Secondary categories matter too, but they operate at a lower weight than the primary. Use them to reflect additional services you genuinely offer — don't stuff them with wishful categories. Google can detect when secondary categories are being used speculatively, and it weighs only those consistent with your actual business activity.
Google uses your review profile as a primary measure of prominence — how well-known and well-regarded your business is in the real world. Two dimensions of that profile matter to the algorithm: the total volume of reviews you've accumulated and the velocity at which new reviews are arriving.
Volume is the more intuitive of the two. A business with 300 reviews signals to Google that a large number of real customers have engaged with it and felt strongly enough to write about it. That breadth of validation is a strong local ranking signal. But velocity is the dimension most businesses overlook entirely. A business with 300 reviews and none in the past six months tells Google's algorithm something unsettling: that the business may have declined in quality, reduced its operations, or quietly closed. Consistent, ongoing review activity tells the opposite story.
Review content also carries weight. When customers mention your specific services, city, or neighborhood in the body of their review, those keywords reinforce your relevance for related local search queries. A review that mentions "same-day HVAC repair in Cedar Hills" is doing quiet local SEO work on your behalf around the clock.
NAP stands for Name, Address, and Phone number — the three pieces of identifying information that appear on your Google Business Profile and across dozens of other directories, data aggregators, and local listing sites around the web.

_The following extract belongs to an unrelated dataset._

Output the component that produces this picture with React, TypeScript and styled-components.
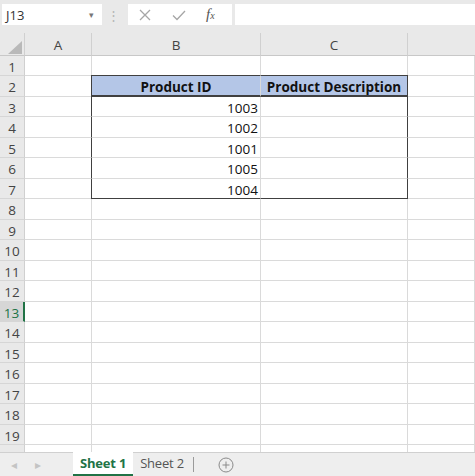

When those three data points match exactly everywhere they appear, Google reads it as a strong trust signal: this is a real, stable, verifiable business.
When they don't match — when one directory has an old phone number, another has a suite number you dropped three years ago, and a third has a slight variation in your business name — Google has reason for doubt. That doubt suppresses your prominence score and, by extension, your local pack ranking.
NAP inconsistencies are remarkably common, and they accumulate silently over time. A business that moved locations, changed its phone number, rebranded, or added a DBA almost certainly has citation inconsistencies spread across the web that it has never audited. The major data aggregators — Neustar Localeze, Data Axle, Foursquare — feed dozens of downstream directories each, so a single inaccurate record can propagate widely before you're ever aware of it.
A persistent misconception in local search is that your Google Business Profile and your website are separate systems that don't affect each other. They're not. Google links your GBP to your website and evaluates both together when determining your local pack placement. A strong, locally optimized website lifts your GBP's prominence score. A weak or poorly structured website creates a ceiling on how far your profile can rank regardless of how well everything else is optimized.
The website factors Google weighs most heavily for local search include: the presence of city and service-area keywords in your page titles, headings, and body copy; a crawlable, mobile-friendly site structure; page speed (Core Web Vitals); the presence of a locally structured NAP in the site footer matching your GBP exactly; and the volume and quality of external websites linking to yours — what the SEO industry calls domain authority or backlink profile.
For most local service businesses, the highest-priority website improvements are a dedicated service-area page (or individual pages per city for multi-location businesses), a locally keyword-rich homepage, consistent NAP in the footer, and a technically sound mobile experience. None of these require a complete redesign — they can typically be addressed within an existing site structure.
Google's own guidance for business owners is explicit: complete profiles rank higher than incomplete ones. This isn't a theory — it's a stated policy. Every unfilled field on your Google Business Profile is a missed relevance signal. Every section you skip is a signal gap that a well-optimized competitor is filling.
The completeness factors that carry the most weight include: a detailed, keyword-rich business description (750 characters, filled entirely); a comprehensive services list with individual descriptions for each service; the products section populated for product-based businesses; business hours including holiday hours; attributes selected (women-owned, veteran-led, wheelchair accessible, etc.); and photos — both quantity and recency.
Beyond static completeness, profile activity is its own ranking signal. Google Posts — the short updates, offers, and event announcements you can publish directly to your GBP — signal that a human being is actively managing this listing. Q&A responses do the same. A profile that receives regular attention from its owner looks categorically different to Google's ranking systems than one that was set up two years ago and never touched again. Consistent activity signals a live, operational, customer-facing business.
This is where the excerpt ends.